═════ DATA SHOWN
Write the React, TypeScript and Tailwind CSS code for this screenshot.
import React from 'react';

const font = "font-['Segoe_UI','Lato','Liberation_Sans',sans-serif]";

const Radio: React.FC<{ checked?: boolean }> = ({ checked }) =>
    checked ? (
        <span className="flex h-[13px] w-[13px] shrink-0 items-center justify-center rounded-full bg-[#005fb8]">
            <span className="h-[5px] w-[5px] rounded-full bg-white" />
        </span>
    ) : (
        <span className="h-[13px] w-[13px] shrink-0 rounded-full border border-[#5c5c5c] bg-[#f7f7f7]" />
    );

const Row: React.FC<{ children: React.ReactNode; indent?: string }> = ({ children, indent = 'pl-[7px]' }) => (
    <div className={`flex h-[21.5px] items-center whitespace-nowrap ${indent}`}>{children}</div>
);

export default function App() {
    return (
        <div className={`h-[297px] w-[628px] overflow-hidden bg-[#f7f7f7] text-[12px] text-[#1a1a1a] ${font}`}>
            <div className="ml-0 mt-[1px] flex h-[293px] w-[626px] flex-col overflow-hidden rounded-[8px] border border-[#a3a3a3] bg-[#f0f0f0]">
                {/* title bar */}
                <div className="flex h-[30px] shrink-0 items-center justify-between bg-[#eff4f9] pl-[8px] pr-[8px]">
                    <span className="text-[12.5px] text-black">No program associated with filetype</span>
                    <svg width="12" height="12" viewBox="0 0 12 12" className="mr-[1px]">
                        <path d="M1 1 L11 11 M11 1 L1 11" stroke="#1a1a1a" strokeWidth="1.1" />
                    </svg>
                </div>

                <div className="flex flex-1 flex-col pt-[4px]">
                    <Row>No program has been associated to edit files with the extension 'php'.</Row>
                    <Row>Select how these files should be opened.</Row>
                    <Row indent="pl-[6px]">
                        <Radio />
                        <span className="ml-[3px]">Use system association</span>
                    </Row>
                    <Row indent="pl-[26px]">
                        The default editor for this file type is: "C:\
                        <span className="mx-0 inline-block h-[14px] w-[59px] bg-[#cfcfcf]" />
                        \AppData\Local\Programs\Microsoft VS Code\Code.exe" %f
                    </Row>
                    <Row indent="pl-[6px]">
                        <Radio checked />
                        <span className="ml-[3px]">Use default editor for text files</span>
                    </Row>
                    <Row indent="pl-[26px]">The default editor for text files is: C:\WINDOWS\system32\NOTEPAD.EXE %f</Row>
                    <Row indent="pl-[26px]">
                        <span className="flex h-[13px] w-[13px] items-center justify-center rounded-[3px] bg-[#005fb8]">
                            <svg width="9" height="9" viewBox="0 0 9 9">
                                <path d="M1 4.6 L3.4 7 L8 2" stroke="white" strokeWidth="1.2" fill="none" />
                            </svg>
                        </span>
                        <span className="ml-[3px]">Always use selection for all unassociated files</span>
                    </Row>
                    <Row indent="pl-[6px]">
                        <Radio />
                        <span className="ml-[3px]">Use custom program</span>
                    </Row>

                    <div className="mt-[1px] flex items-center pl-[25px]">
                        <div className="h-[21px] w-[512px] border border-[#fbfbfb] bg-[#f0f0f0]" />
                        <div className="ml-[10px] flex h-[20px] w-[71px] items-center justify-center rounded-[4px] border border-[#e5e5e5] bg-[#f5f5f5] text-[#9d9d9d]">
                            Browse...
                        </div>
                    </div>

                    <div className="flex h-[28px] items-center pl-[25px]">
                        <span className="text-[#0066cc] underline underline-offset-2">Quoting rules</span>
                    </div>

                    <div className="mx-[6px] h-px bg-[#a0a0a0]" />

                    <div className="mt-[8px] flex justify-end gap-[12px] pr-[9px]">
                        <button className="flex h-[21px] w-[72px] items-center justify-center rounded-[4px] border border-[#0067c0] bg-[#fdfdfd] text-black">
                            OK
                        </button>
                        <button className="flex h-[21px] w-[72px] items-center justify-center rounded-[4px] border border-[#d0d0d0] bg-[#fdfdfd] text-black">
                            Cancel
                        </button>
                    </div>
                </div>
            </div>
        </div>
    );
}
══════════
SHORT PROBLEM =
Output all of the data again, exactly.

OUTPUT =
Write the React, TypeScript and Tailwind CSS code for this screenshot.
import React from 'react';

const font = "font-['Segoe_UI','Lato','Liberation_Sans',sans-serif]";

const Radio: React.FC<{ checked?: boolean }> = ({ checked }) =>
    checked ? (
        <span className="flex h-[13px] w-[13px] shrink-0 items-center justify-center rounded-full bg-[#005fb8]">
            <span className="h-[5px] w-[5px] rounded-full bg-white" />
        </span>
    ) : (
        <span className="h-[13px] w-[13px] shrink-0 rounded-full border border-[#5c5c5c] bg-[#f7f7f7]" />
    );

const Row: React.FC<{ children: React.ReactNode; indent?: string }> = ({ children, indent = 'pl-[7px]' }) => (
    <div className={`flex h-[21.5px] items-center whitespace-nowrap ${indent}`}>{children}</div>
);

export default function App() {
    return (
        <div className={`h-[297px] w-[628px] overflow-hidden bg-[#f7f7f7] text-[12px] text-[#1a1a1a] ${font}`}>
            <div className="ml-0 mt-[1px] flex h-[293px] w-[626px] flex-col overflow-hidden rounded-[8px] border border-[#a3a3a3] bg-[#f0f0f0]">
                {/* title bar */}
                <div className="flex h-[30px] shrink-0 items-center justify-between bg-[#eff4f9] pl-[8px] pr-[8px]">
                    <span className="text-[12.5px] text-black">No program associated with filetype</span>
                    <svg width="12" height="12" viewBox="0 0 12 12" className="mr-[1px]">
                        <path d="M1 1 L11 11 M11 1 L1 11" stroke="#1a1a1a" strokeWidth="1.1" />
                    </svg>
                </div>

                <div className="flex flex-1 flex-col pt-[4px]">
                    <Row>No program has been associated to edit files with the extension 'php'.</Row>
                    <Row>Select how these files should be opened.</Row>
                    <Row indent="pl-[6px]">
                        <Radio />
                        <span className="ml-[3px]">Use system association</span>
                    </Row>
                    <Row indent="pl-[26px]">
                        The default editor for this file type is: "C:\
                        <span className="mx-0 inline-block h-[14px] w-[59px] bg-[#cfcfcf]" />
                        \AppData\Local\Programs\Microsoft VS Code\Code.exe" %f
                    </Row>
                    <Row indent="pl-[6px]">
                        <Radio checked />
                        <span className="ml-[3px]">Use default editor for text files</span>
                    </Row>
                    <Row indent="pl-[26px]">The default editor for text files is: C:\WINDOWS\system32\NOTEPAD.EXE %f</Row>
                    <Row indent="pl-[26px]">
                        <span className="flex h-[13px] w-[13px] items-center justify-center rounded-[3px] bg-[#005fb8]">
                            <svg width="9" height="9" viewBox="0 0 9 9">
                                <path d="M1 4.6 L3.4 7 L8 2" stroke="white" strokeWidth="1.2" fill="none" />
                            </svg>
                        </span>
                        <span className="ml-[3px]">Always use selection for all unassociated files</span>
                    </Row>
                    <Row indent="pl-[6px]">
                        <Radio />
                        <span className="ml-[3px]">Use custom program</span>
                    </Row>

                    <div className="mt-[1px] flex items-center pl-[25px]">
                        <div className="h-[21px] w-[512px] border border-[#fbfbfb] bg-[#f0f0f0]" />
                        <div className="ml-[10px] flex h-[20px] w-[71px] items-center justify-center rounded-[4px] border border-[#e5e5e5] bg-[#f5f5f5] text-[#9d9d9d]">
                            Browse...
                        </div>
                    </div>

                    <div className="flex h-[28px] items-center pl-[25px]">
                        <span className="text-[#0066cc] underline underline-offset-2">Quoting rules</span>
                    </div>

                    <div className="mx-[6px] h-px bg-[#a0a0a0]" />

                    <div className="mt-[8px] flex justify-end gap-[12px] pr-[9px]">
                        <button className="flex h-[21px] w-[72px] items-center justify-center rounded-[4px] border border-[#0067c0] bg-[#fdfdfd] text-black">
                            OK
                        </button>
                        <button className="flex h-[21px] w-[72px] items-center justify-center rounded-[4px] border border-[#d0d0d0] bg-[#fdfdfd] text-black">
                            Cancel
                        </button>
                    </div>
                </div>
            </div>
        </div>
    );
}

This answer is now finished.